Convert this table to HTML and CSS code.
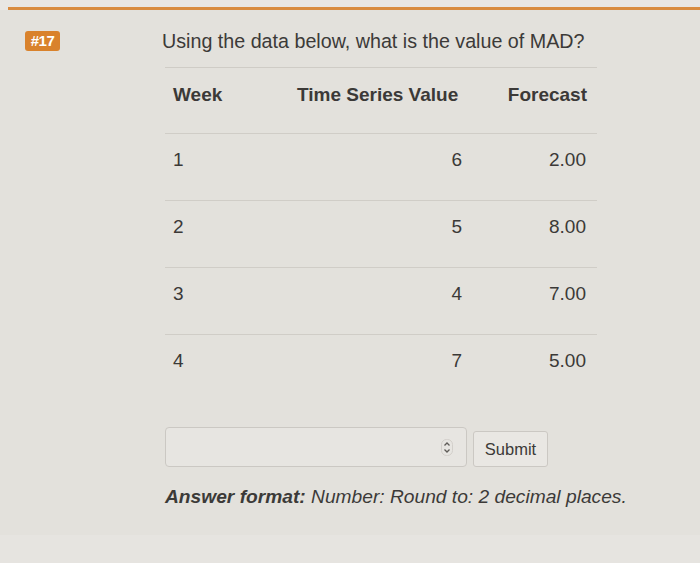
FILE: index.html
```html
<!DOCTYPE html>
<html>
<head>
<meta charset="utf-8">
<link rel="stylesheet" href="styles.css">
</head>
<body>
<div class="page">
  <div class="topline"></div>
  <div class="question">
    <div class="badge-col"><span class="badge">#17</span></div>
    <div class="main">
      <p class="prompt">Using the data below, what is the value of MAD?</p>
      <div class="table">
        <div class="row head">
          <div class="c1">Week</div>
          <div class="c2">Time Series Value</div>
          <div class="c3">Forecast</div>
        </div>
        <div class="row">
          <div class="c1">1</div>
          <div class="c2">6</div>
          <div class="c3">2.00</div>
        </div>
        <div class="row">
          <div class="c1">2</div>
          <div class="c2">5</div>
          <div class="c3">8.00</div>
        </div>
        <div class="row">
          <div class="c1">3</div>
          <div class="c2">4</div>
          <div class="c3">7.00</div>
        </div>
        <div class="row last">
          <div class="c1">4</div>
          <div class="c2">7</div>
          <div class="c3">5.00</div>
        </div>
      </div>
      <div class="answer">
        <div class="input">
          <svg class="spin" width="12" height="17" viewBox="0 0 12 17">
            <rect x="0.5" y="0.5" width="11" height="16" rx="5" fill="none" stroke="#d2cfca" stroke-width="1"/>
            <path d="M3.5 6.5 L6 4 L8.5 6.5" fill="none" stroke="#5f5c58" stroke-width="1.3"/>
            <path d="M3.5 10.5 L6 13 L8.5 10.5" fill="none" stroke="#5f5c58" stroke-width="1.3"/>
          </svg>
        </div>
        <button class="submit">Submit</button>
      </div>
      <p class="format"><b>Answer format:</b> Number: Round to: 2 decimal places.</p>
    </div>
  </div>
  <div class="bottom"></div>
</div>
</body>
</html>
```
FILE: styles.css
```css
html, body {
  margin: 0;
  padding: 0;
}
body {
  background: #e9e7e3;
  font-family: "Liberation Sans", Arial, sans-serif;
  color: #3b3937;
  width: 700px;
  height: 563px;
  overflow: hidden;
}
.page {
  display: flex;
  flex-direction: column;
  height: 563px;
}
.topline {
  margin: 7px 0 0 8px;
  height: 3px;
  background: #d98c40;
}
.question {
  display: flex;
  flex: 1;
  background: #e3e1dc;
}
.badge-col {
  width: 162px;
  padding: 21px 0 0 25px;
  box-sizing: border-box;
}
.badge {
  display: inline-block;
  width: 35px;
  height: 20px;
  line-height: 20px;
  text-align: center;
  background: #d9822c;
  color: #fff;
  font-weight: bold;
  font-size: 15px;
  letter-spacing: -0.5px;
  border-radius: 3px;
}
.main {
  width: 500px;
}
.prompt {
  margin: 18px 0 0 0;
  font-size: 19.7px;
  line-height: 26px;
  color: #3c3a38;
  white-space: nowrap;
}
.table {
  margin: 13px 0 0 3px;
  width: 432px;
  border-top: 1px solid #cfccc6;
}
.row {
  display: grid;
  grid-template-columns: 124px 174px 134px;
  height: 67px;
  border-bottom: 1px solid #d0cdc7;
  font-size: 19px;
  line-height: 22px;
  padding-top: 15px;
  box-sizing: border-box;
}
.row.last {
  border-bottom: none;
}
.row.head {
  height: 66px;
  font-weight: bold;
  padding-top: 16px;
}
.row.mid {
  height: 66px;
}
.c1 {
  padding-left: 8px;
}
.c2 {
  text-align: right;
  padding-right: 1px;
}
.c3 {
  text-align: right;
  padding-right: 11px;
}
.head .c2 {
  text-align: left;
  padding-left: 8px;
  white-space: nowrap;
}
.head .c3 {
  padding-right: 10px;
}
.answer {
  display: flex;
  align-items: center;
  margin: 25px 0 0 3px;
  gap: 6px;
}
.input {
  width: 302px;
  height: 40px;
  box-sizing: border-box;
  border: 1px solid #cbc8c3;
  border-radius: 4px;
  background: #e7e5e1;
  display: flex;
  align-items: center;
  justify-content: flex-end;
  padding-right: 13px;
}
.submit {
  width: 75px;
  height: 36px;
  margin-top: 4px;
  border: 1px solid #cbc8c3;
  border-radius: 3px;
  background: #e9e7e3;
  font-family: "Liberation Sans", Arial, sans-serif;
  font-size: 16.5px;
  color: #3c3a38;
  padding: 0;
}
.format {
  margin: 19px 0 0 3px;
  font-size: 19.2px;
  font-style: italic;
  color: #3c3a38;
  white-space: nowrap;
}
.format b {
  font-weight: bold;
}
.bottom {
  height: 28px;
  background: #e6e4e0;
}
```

- - - -

→ **Task requirements**: Lines of the material that contain the word "table" are to be gathered.

→ **Response to the task**:
Convert this table to HTML and CSS code.
      <div class="table">
.table {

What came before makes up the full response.